Given instruction -
Write only the number of lines holding the string "this".

Given information -

——————

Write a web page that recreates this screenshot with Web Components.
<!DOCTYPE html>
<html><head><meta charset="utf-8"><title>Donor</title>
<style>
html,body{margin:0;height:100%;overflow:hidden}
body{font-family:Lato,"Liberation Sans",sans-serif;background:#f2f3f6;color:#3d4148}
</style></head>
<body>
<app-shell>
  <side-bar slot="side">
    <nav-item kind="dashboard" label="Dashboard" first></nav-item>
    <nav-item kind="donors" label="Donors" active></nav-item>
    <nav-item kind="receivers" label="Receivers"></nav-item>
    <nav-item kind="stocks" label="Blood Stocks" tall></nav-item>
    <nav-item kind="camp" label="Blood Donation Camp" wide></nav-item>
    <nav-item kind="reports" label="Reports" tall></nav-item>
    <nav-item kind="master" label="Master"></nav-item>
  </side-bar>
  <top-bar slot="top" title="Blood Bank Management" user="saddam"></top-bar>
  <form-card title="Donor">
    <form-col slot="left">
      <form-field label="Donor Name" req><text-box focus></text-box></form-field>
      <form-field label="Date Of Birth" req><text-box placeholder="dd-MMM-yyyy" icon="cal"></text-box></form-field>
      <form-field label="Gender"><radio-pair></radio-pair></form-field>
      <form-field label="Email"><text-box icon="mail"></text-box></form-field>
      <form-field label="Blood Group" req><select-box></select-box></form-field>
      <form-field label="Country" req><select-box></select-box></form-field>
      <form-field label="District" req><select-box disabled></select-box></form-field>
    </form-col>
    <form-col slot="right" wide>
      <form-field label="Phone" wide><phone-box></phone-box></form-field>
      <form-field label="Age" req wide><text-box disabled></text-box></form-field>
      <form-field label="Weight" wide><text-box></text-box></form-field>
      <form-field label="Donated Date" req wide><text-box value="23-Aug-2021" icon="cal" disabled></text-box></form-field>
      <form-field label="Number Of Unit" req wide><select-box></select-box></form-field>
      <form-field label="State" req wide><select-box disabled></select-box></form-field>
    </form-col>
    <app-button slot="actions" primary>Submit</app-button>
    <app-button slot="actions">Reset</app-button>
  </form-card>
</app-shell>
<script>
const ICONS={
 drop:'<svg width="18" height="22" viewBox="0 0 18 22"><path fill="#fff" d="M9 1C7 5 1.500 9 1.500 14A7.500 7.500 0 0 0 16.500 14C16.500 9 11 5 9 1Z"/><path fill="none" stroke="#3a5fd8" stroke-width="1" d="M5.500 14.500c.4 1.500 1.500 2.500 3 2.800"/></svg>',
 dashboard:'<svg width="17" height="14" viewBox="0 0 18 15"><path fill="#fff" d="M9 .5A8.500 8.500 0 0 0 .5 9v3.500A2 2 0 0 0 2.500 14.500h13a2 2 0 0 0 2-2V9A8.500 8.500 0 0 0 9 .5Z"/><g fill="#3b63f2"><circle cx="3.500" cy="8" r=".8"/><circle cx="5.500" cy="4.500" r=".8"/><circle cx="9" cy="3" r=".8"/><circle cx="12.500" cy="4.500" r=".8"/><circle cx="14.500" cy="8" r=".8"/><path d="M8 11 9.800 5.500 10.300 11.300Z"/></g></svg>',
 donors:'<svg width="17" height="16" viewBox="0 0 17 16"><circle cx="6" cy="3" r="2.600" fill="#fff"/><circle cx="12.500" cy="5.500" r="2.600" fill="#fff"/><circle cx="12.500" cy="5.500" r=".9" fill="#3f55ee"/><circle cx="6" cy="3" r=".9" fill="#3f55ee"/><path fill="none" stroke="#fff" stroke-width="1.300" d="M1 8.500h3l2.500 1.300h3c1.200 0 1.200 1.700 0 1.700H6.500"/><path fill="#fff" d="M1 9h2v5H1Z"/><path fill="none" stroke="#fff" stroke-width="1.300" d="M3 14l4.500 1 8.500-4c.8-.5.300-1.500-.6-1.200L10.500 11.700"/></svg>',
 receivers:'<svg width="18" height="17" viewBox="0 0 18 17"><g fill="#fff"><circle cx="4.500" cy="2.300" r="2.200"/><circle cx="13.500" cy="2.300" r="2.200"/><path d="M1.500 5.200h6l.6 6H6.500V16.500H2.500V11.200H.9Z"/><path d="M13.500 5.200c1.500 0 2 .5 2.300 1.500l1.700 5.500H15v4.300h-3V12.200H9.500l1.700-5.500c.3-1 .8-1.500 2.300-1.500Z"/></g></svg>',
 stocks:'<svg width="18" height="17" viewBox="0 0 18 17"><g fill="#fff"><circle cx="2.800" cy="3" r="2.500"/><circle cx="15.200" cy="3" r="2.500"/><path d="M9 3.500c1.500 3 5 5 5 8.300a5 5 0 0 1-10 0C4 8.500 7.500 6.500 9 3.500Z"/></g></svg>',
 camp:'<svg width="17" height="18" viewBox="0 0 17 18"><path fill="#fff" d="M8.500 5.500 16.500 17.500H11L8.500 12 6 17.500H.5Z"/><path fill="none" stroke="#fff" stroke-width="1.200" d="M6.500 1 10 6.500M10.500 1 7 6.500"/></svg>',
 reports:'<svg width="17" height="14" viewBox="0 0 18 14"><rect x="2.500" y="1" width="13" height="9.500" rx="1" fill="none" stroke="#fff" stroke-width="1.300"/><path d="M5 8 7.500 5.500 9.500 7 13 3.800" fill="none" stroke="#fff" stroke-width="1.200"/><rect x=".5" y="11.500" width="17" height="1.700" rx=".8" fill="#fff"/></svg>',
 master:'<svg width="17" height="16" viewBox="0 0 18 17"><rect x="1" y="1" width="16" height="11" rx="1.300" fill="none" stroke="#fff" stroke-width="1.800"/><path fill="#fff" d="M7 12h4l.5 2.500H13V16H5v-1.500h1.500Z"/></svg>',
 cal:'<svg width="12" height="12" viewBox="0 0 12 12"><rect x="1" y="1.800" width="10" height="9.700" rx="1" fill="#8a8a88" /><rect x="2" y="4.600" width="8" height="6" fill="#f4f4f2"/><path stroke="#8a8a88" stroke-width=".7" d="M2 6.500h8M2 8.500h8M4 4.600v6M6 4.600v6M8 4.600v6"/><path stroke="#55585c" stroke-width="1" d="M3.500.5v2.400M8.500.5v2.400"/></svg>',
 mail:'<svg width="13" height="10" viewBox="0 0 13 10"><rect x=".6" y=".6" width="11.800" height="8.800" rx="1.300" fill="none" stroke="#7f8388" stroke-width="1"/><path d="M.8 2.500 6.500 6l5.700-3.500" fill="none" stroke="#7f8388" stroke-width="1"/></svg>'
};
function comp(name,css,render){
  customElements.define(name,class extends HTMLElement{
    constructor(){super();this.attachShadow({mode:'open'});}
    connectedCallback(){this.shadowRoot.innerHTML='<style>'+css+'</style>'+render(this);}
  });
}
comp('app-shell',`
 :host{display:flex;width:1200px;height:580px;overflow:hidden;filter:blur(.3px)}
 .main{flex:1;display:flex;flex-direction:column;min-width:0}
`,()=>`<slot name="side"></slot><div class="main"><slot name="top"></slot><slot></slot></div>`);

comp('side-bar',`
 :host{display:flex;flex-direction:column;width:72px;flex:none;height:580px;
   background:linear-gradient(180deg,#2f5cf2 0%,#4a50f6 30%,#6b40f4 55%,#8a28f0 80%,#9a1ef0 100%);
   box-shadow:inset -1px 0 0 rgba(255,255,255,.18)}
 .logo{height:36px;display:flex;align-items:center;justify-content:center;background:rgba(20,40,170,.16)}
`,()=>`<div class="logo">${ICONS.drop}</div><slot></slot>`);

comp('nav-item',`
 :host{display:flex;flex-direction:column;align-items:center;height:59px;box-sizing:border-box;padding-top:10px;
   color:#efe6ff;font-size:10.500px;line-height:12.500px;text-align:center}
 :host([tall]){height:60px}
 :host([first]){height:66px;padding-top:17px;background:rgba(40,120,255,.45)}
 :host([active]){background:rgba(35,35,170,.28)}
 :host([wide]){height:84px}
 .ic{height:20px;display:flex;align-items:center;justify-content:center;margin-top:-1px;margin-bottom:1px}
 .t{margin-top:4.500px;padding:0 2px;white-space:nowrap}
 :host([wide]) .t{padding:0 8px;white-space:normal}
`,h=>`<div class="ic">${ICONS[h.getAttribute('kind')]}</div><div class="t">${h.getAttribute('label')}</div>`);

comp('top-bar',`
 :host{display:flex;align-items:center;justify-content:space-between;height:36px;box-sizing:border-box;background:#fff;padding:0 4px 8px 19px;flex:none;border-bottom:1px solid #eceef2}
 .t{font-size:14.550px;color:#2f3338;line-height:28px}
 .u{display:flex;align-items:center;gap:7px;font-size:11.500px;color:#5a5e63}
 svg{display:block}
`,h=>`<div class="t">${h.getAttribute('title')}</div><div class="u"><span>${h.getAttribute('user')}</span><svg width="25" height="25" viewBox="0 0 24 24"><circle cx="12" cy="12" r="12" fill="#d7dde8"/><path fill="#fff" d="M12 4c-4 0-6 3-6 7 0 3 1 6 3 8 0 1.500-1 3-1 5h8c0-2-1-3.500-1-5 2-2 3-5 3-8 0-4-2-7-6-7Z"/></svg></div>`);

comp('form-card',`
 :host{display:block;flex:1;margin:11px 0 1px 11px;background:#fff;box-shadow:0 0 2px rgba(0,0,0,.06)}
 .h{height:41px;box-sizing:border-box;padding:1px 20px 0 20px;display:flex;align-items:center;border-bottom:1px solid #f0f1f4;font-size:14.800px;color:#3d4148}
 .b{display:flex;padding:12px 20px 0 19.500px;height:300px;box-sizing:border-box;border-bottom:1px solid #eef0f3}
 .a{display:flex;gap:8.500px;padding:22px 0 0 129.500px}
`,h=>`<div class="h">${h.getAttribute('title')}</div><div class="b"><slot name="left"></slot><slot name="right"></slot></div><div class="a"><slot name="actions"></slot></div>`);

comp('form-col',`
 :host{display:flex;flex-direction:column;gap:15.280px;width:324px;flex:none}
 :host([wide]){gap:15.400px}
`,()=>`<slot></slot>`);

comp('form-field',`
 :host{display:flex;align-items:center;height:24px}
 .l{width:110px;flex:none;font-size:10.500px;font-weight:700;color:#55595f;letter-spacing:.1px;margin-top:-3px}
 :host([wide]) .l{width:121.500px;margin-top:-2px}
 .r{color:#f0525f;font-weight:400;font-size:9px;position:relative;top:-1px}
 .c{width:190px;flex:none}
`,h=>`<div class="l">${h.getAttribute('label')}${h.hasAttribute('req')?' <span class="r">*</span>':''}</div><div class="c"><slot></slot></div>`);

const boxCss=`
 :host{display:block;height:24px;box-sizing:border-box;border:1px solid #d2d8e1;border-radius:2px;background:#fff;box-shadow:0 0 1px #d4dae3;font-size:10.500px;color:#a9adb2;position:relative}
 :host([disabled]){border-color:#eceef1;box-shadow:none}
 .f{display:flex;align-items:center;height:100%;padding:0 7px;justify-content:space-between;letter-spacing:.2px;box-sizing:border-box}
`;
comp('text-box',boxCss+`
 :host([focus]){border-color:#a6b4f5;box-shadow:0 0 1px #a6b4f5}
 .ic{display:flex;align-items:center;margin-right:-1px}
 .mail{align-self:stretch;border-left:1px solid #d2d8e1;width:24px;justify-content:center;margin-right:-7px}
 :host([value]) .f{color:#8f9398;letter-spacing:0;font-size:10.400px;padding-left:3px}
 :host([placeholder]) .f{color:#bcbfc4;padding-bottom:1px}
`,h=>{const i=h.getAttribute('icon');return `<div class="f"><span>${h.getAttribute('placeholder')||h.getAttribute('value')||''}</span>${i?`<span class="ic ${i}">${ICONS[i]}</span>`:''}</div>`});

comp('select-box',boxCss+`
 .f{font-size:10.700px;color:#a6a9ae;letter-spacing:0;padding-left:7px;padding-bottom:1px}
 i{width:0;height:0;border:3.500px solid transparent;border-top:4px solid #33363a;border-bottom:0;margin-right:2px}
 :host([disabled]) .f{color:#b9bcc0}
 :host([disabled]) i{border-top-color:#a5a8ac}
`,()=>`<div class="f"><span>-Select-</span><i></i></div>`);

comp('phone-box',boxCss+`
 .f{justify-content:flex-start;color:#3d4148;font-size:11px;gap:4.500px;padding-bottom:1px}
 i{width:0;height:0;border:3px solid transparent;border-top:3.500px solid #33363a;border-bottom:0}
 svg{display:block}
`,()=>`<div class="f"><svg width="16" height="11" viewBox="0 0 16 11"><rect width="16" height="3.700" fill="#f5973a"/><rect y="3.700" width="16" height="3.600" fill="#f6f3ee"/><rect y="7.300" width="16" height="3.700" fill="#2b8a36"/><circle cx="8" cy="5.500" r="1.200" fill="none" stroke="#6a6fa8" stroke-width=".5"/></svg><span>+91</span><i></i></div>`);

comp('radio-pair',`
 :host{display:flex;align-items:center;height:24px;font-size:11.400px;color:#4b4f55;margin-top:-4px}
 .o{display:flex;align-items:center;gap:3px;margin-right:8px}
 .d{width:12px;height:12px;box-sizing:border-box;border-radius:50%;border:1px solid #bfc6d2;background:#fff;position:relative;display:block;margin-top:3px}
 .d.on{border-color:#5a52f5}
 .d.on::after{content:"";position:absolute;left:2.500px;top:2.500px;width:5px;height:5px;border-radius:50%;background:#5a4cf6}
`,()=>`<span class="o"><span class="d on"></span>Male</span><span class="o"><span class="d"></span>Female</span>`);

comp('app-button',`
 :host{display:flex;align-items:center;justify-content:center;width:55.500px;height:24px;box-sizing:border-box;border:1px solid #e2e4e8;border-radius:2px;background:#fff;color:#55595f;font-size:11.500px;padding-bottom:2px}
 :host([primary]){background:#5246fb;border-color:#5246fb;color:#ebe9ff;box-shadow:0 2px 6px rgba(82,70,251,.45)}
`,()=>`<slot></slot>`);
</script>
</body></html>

——————

Exercise result -
3